• _Exercise input_:
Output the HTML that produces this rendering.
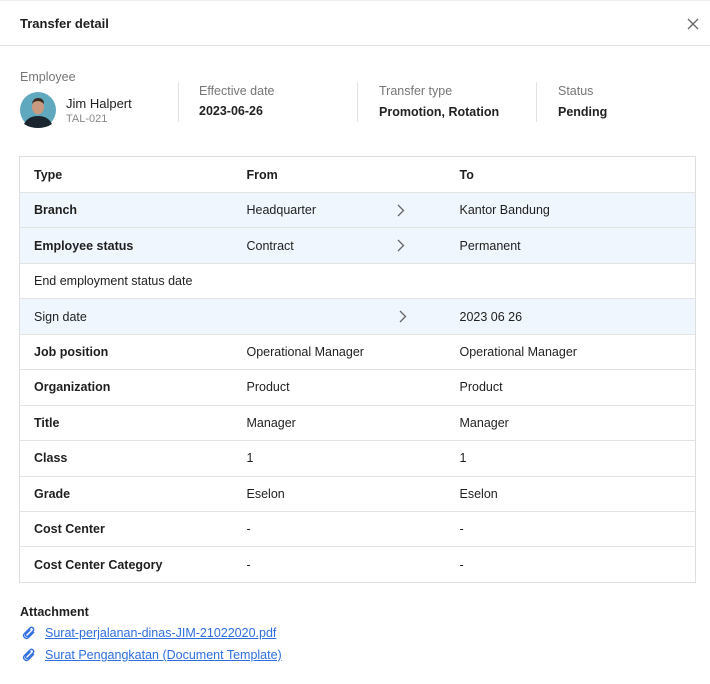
<!DOCTYPE html>
<html><head><style>
*{box-sizing:border-box;margin:0;padding:0}
body{width:710px;height:684px;background:#fff;font-family:"Liberation Sans",Arial,sans-serif;color:#1f1f1f;position:relative;overflow:hidden}
.hdr{position:absolute;left:0;top:0;width:710px;height:46px;border-bottom:1px solid #e3e3e3;border-top:1px solid #eee}
.hdr .t{position:absolute;left:20px;top:15px;font-size:13px;font-weight:bold}
.lbl{position:absolute;font-size:12.5px;color:#767676}
.val{position:absolute;font-size:12.5px;font-weight:bold;color:#222}
.sep{position:absolute;top:82px;width:1px;height:40px;background:#e3e3e3}
table{position:absolute;left:19px;top:156px;width:677px;border-collapse:collapse;border:1px solid #dedede;font-size:12.5px;table-layout:fixed}
td{height:35.45px;border-top:1px solid #e3e3e3;padding:0;vertical-align:middle;position:relative}
tr:first-child td{height:36px;border-top:none;font-weight:bold}
td.a{padding-left:14px;font-weight:bold}
tr.h td{background:#f0f6fd}
.arr{position:absolute;left:150px;top:11px}
a{color:#2f6fe0;text-decoration:underline;font-size:12.5px}
</style></head><body>
<div class="hdr"><div class="t">Transfer detail</div>
<svg style="position:absolute;left:687px;top:17px" width="12" height="12" viewBox="0 0 12 12"><path d="M1 1L11 11M11 1L1 11" stroke="#666" stroke-width="1.3"/></svg></div>
<div class="lbl" style="left:20px;top:70px">Employee</div>
<svg style="position:absolute;left:20px;top:92px" width="36" height="36" viewBox="0 0 36 36"><circle cx="18" cy="18" r="18" fill="#5fa8bd"/><path d="M4 32Q8 24 18 24Q28 24 32 32Q26 36 18 36Q10 36 4 32Z" fill="#1a2530"/><ellipse cx="18" cy="15" rx="6" ry="7.5" fill="#c99a80"/><path d="M12 12Q13 6 18 6Q24 6 24 12Q21 9 18 9Q14 9 12 12Z" fill="#3a2a20"/></svg>
<div style="position:absolute;left:66px;top:96px;font-size:13px">Jim Halpert</div>
<div style="position:absolute;left:66px;top:113px;font-size:11px;color:#888">TAL-021</div>
<div class="sep" style="left:178px"></div>
<div class="lbl" style="left:199px;top:84px">Effective date</div>
<div class="val" style="left:199px;top:104px">2023-06-26</div>
<div class="sep" style="left:357px"></div>
<div class="lbl" style="left:379px;top:84px">Transfer type</div>
<div class="val" style="left:379px;top:105px">Promotion, Rotation</div>
<div class="sep" style="left:536px"></div>
<div class="lbl" style="left:558px;top:84px">Status</div>
<div class="val" style="left:558px;top:105px">Pending</div>
<table>
<colgroup><col style="width:227px"><col style="width:213px"><col></colgroup>
<tr><td class="a">Type</td><td>From</td><td>To</td></tr>
<tr class="h"><td class="a">Branch</td><td>Headquarter<svg class="arr" width="8" height="13" viewBox="0 0 8 13"><path d="M1 1L6.5 6.5L1 12" stroke="#666" fill="none" stroke-width="1.3"/></svg></td><td>Kantor Bandung</td></tr>
<tr class="h"><td class="a">Employee status</td><td>Contract<svg class="arr" width="8" height="13" viewBox="0 0 8 13"><path d="M1 1L6.5 6.5L1 12" stroke="#666" fill="none" stroke-width="1.3"/></svg></td><td>Permanent</td></tr>
<tr><td class="a" style="font-weight:normal">End employment status date</td><td></td><td></td></tr>
<tr class="h"><td class="a" style="font-weight:normal">Sign date</td><td><svg class="arr" style="left:152px" width="8" height="13" viewBox="0 0 8 13"><path d="M1 1L6.5 6.5L1 12" stroke="#666" fill="none" stroke-width="1.3"/></svg></td><td>2023 06 26</td></tr>
<tr><td class="a">Job position</td><td>Operational Manager</td><td>Operational Manager</td></tr>
<tr><td class="a">Organization</td><td>Product</td><td>Product</td></tr>
<tr><td class="a">Title</td><td>Manager</td><td>Manager</td></tr>
<tr><td class="a">Class</td><td>1</td><td>1</td></tr>
<tr><td class="a">Grade</td><td>Eselon</td><td>Eselon</td></tr>
<tr><td class="a">Cost Center</td><td>-</td><td>-</td></tr>
<tr><td class="a">Cost Center Category</td><td>-</td><td>-</td></tr>
</table>
<div style="position:absolute;left:20px;top:605px;font-size:12.5px;font-weight:bold">Attachment</div>
<svg style="position:absolute;left:22px;top:626px" width="14" height="14" viewBox="0 0 14 14"><path d="M12 6L6.5 11.5Q4.5 13.5 2.5 11.5Q0.5 9.5 2.5 7.5L8 2Q9.5 0.5 11 2Q12.5 3.5 11 5L6 10Q5 11 4 10Q3 9 4 8L8.5 3.5" stroke="#2f6fe0" fill="none" stroke-width="1.4"/></svg>
<a style="position:absolute;left:45px;top:626px">Surat-perjalanan-dinas-JIM-21022020.pdf</a>
<svg style="position:absolute;left:22px;top:648px" width="14" height="14" viewBox="0 0 14 14"><path d="M12 6L6.5 11.5Q4.5 13.5 2.5 11.5Q0.5 9.5 2.5 7.5L8 2Q9.5 0.5 11 2Q12.5 3.5 11 5L6 10Q5 11 4 10Q3 9 4 8L8.5 3.5" stroke="#2f6fe0" fill="none" stroke-width="1.4"/></svg>
<a style="position:absolute;left:45px;top:648px">Surat Pengangkatan (Document Template)</a>
</body></html>
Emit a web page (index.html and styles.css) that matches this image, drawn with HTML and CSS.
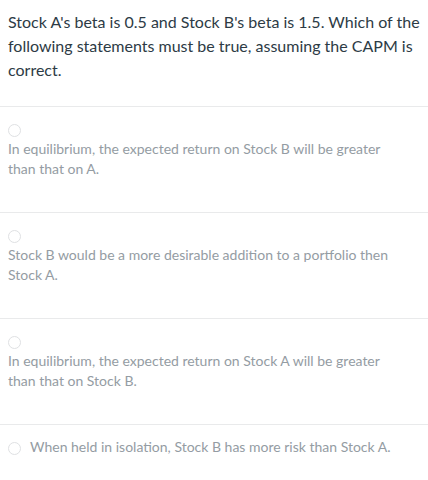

• _Problem to solve_: Copy every entry word for word, but omit the pictures.

• _Result of this exercise_:
Output the HTML that produces this rendering.
<!DOCTYPE html>
<html><head><style>
*{box-sizing:border-box;margin:0;padding:0}
body{width:710px;height:684px;background:#fff;font-family:"Liberation Sans",Arial,sans-serif;color:#1f1f1f;position:relative;overflow:hidden}
.hdr{position:absolute;left:0;top:0;width:710px;height:46px;border-bottom:1px solid #e3e3e3;border-top:1px solid #eee}
.hdr .t{position:absolute;left:20px;top:15px;font-size:13px;font-weight:bold}
.lbl{position:absolute;font-size:12.5px;color:#767676}
.val{position:absolute;font-size:12.5px;font-weight:bold;color:#222}
.sep{position:absolute;top:82px;width:1px;height:40px;background:#e3e3e3}
table{position:absolute;left:19px;top:156px;width:677px;border-collapse:collapse;border:1px solid #dedede;font-size:12.5px;table-layout:fixed}
td{height:35.45px;border-top:1px solid #e3e3e3;padding:0;vertical-align:middle;position:relative}
tr:first-child td{height:36px;border-top:none;font-weight:bold}
td.a{padding-left:14px;font-weight:bold}
tr.h td{background:#f0f6fd}
.arr{position:absolute;left:150px;top:11px}
a{color:#2f6fe0;text-decoration:underline;font-size:12.5px}
</style></head><body>
<div class="hdr"><div class="t">Transfer detail</div>
<svg style="position:absolute;left:687px;top:17px" width="12" height="12" viewBox="0 0 12 12"><path d="M1 1L11 11M11 1L1 11" stroke="#666" stroke-width="1.3"/></svg></div>
<div class="lbl" style="left:20px;top:70px">Employee</div>
<svg style="position:absolute;left:20px;top:92px" width="36" height="36" viewBox="0 0 36 36"><circle cx="18" cy="18" r="18" fill="#5fa8bd"/><path d="M4 32Q8 24 18 24Q28 24 32 32Q26 36 18 36Q10 36 4 32Z" fill="#1a2530"/><ellipse cx="18" cy="15" rx="6" ry="7.5" fill="#c99a80"/><path d="M12 12Q13 6 18 6Q24 6 24 12Q21 9 18 9Q14 9 12 12Z" fill="#3a2a20"/></svg>
<div style="position:absolute;left:66px;top:96px;font-size:13px">Jim Halpert</div>
<div style="position:absolute;left:66px;top:113px;font-size:11px;color:#888">TAL-021</div>
<div class="sep" style="left:178px"></div>
<div class="lbl" style="left:199px;top:84px">Effective date</div>
<div class="val" style="left:199px;top:104px">2023-06-26</div>
<div class="sep" style="left:357px"></div>
<div class="lbl" style="left:379px;top:84px">Transfer type</div>
<div class="val" style="left:379px;top:105px">Promotion, Rotation</div>
<div class="sep" style="left:536px"></div>
<div class="lbl" style="left:558px;top:84px">Status</div>
<div class="val" style="left:558px;top:105px">Pending</div>
<table>
<colgroup><col style="width:227px"><col style="width:213px"><col></colgroup>
<tr><td class="a">Type</td><td>From</td><td>To</td></tr>
<tr class="h"><td class="a">Branch</td><td>Headquarter<svg class="arr" width="8" height="13" viewBox="0 0 8 13"><path d="M1 1L6.5 6.5L1 12" stroke="#666" fill="none" stroke-width="1.3"/></svg></td><td>Kantor Bandung</td></tr>
<tr class="h"><td class="a">Employee status</td><td>Contract<svg class="arr" width="8" height="13" viewBox="0 0 8 13"><path d="M1 1L6.5 6.5L1 12" stroke="#666" fill="none" stroke-width="1.3"/></svg></td><td>Permanent</td></tr>
<tr><td class="a" style="font-weight:normal">End employment status date</td><td></td><td></td></tr>
<tr class="h"><td class="a" style="font-weight:normal">Sign date</td><td><svg class="arr" style="left:152px" width="8" height="13" viewBox="0 0 8 13"><path d="M1 1L6.5 6.5L1 12" stroke="#666" fill="none" stroke-width="1.3"/></svg></td><td>2023 06 26</td></tr>
<tr><td class="a">Job position</td><td>Operational Manager</td><td>Operational Manager</td></tr>
<tr><td class="a">Organization</td><td>Product</td><td>Product</td></tr>
<tr><td class="a">Title</td><td>Manager</td><td>Manager</td></tr>
<tr><td class="a">Class</td><td>1</td><td>1</td></tr>
<tr><td class="a">Grade</td><td>Eselon</td><td>Eselon</td></tr>
<tr><td class="a">Cost Center</td><td>-</td><td>-</td></tr>
<tr><td class="a">Cost Center Category</td><td>-</td><td>-</td></tr>
</table>
<div style="position:absolute;left:20px;top:605px;font-size:12.5px;font-weight:bold">Attachment</div>
<svg style="position:absolute;left:22px;top:626px" width="14" height="14" viewBox="0 0 14 14"><path d="M12 6L6.5 11.5Q4.5 13.5 2.5 11.5Q0.5 9.5 2.5 7.5L8 2Q9.5 0.5 11 2Q12.5 3.5 11 5L6 10Q5 11 4 10Q3 9 4 8L8.5 3.5" stroke="#2f6fe0" fill="none" stroke-width="1.4"/></svg>
<a style="position:absolute;left:45px;top:626px">Surat-perjalanan-dinas-JIM-21022020.pdf</a>
<svg style="position:absolute;left:22px;top:648px" width="14" height="14" viewBox="0 0 14 14"><path d="M12 6L6.5 11.5Q4.5 13.5 2.5 11.5Q0.5 9.5 2.5 7.5L8 2Q9.5 0.5 11 2Q12.5 3.5 11 5L6 10Q5 11 4 10Q3 9 4 8L8.5 3.5" stroke="#2f6fe0" fill="none" stroke-width="1.4"/></svg>
<a style="position:absolute;left:45px;top:648px">Surat Pengangkatan (Document Template)</a>
</body></html>
Emit a web page (index.html and styles.css) that matches this image, drawn with HTML and CSS.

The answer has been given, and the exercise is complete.